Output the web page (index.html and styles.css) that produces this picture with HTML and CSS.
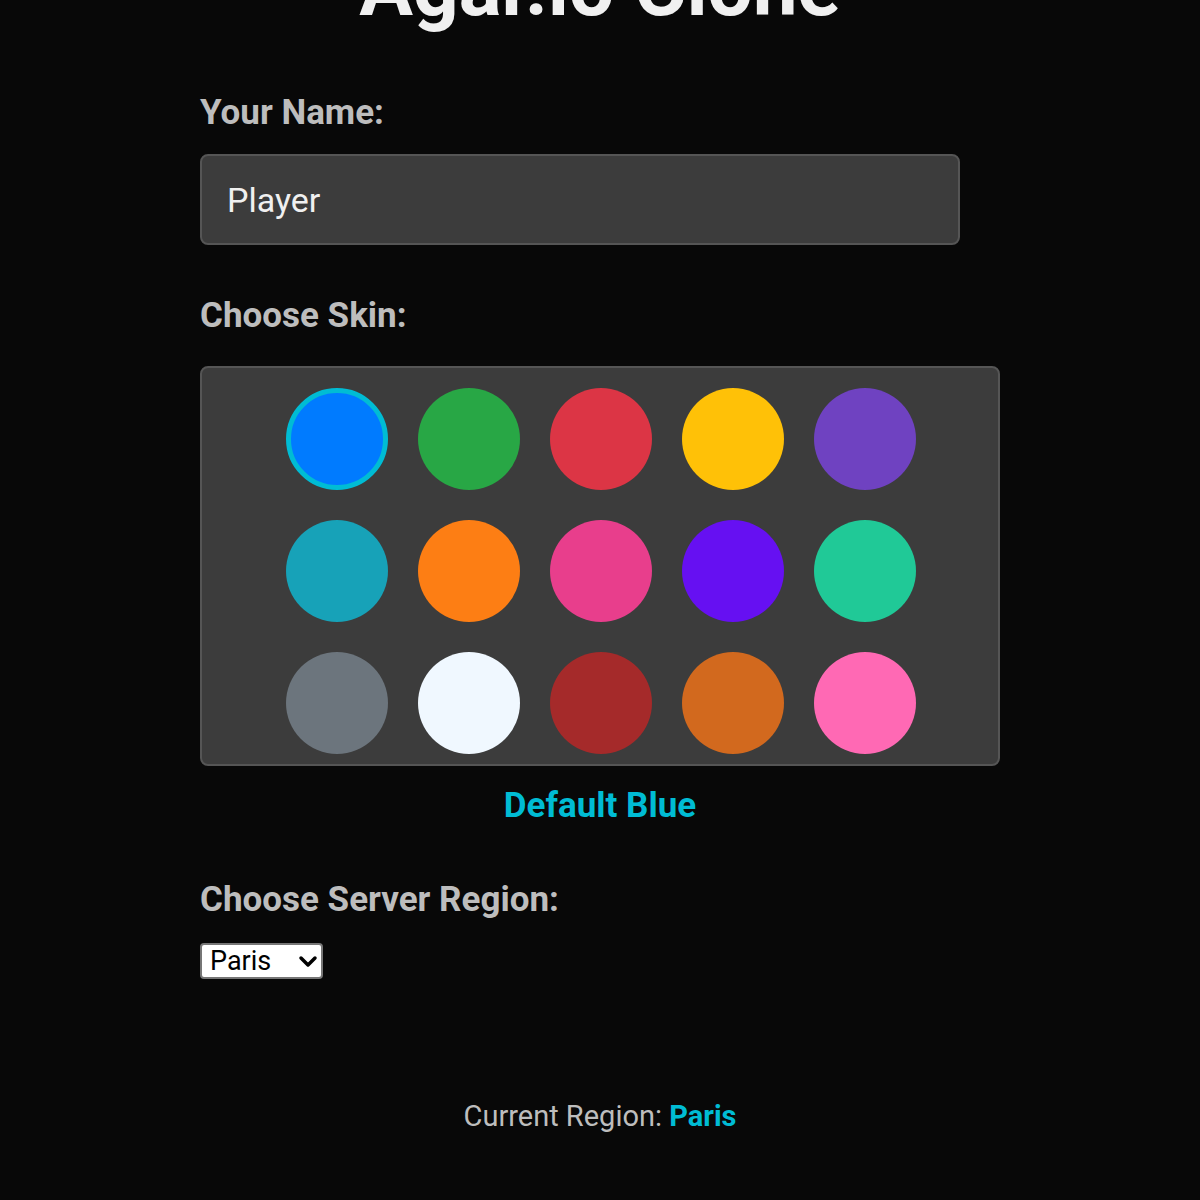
FILE: index.html
```html
<!DOCTYPE html>
<html lang="en">
<head>
    <meta charset="UTF-8">
    <meta name="viewport" content="width=device-width, initial-scale=1.0">
    <title>Agar.io Clone</title>
    <link rel="stylesheet" href="styles.css">
</head>
<body>
    <div id="menu">
        <h1 id="title">Agar.io Clone</h1>

        <label class="field-label" for="player-name">Your Name:</label>
        <input id="player-name" type="text" value="Player">

        <div class="field-label skin-label">Choose Skin:</div>
        <div id="skin-grid">
            <div class="skin selected" style="background: #007bff"></div>
            <div class="skin" style="background: #28a745"></div>
            <div class="skin" style="background: #dc3545"></div>
            <div class="skin" style="background: #ffc107"></div>
            <div class="skin" style="background: #6f42c1"></div>
            <div class="skin" style="background: #17a2b8"></div>
            <div class="skin" style="background: #fd7e14"></div>
            <div class="skin" style="background: #e83e8c"></div>
            <div class="skin" style="background: #6610f2"></div>
            <div class="skin" style="background: #20c997"></div>
            <div class="skin" style="background: #6c757d"></div>
            <div class="skin" style="background: #f0f8ff"></div>
            <div class="skin" style="background: #a52a2a"></div>
            <div class="skin" style="background: #d2691e"></div>
            <div class="skin" style="background: #ff69b4"></div>
        </div>
        <div id="skin-name">Default Blue</div>

        <label class="field-label region-label" for="region">Choose Server Region:</label>
        <div class="select-wrap">
            <select id="region">
                <option>Paris</option>
                <option>London</option>
                <option>Tokyo</option>
            </select>
            <svg class="select-arrow" width="20" height="14" viewBox="0 0 20 14">
                <path d="M3 3 L10 10 L17 3" fill="none" stroke="#000" stroke-width="3.5" stroke-linecap="round" stroke-linejoin="round"/>
            </svg>
        </div>

        <div id="current-region">Current Region: <span>Paris</span></div>
    </div>
</body>
</html>
```

FILE: styles.css
```css
body {
    font-family: Roboto, "Liberation Sans", sans-serif;
    display: flex;
    justify-content: center;
    align-items: center;
    height: 100vh;
    margin: 0;
    background-color: #080808;
    color: #bdbdbd;
}

#menu {
    width: 800px;
    display: flex;
    flex-direction: column;
    padding-bottom: 128px;
}

#title {
    margin: 0 0 57px;
    font-size: 80px;
    line-height: 96px;
    font-weight: 700;
    text-align: center;
    color: #f0f0f0;
}

.field-label {
    display: block;
    font-size: 35px;
    line-height: 40px;
    font-weight: 700;
    color: #bdbdbd;
    margin-bottom: 21px;
}

#player-name {
    box-sizing: border-box;
    width: 760px;
    height: 91px;
    margin: 0 0 51px;
    padding: 0 25px;
    font-family: Roboto, "Liberation Sans", sans-serif;
    font-size: 34px;
    color: #f0f0f0;
    background-color: #3c3c3c;
    border: 2px solid #555;
    border-radius: 8px;
    outline: none;
}

.skin-label {
    margin-bottom: 30px;
}

#skin-grid {
    box-sizing: border-box;
    height: 400px;
    display: grid;
    grid-template-columns: repeat(5, 102px);
    grid-auto-rows: 102px;
    gap: 30px;
    justify-content: center;
    padding: 20px 0 10px 2px;
    background-color: #3c3c3c;
    border: 2px solid #555;
    border-radius: 8px;
}

.skin {
    box-sizing: border-box;
    border-radius: 50%;
    cursor: pointer;
}

.skin.selected {
    border: 5px solid #00bcd4;
}

#skin-name {
    margin: 20px 0 54px;
    font-size: 35px;
    line-height: 40px;
    font-weight: 700;
    text-align: center;
    color: #00bcd4;
}

.region-label {
    margin-bottom: 23px;
}

.select-wrap {
    position: relative;
    width: 123px;
    height: 36px;
    margin-bottom: 121px;
}

#region {
    appearance: none;
    box-sizing: border-box;
    width: 123px;
    height: 36px;
    margin: 0;
    padding: 0 0 0 8px;
    font-family: Roboto, "Liberation Sans", sans-serif;
    font-size: 27px;
    color: #000;
    background-color: #fff;
    border: 2px solid #767676;
    border-radius: 4px;
}

.select-arrow {
    position: absolute;
    right: 5px;
    top: 12px;
    pointer-events: none;
}

#current-region {
    font-size: 29px;
    line-height: 32px;
    text-align: center;
    color: #bdbdbd;
}

#current-region span {
    font-weight: 700;
    color: #00bcd4;
}
```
════════
Scan the material above. Copy each line where "index" occurs.

Output the web page (index.html and styles.css) that produces this picture with HTML and CSS.
FILE: index.html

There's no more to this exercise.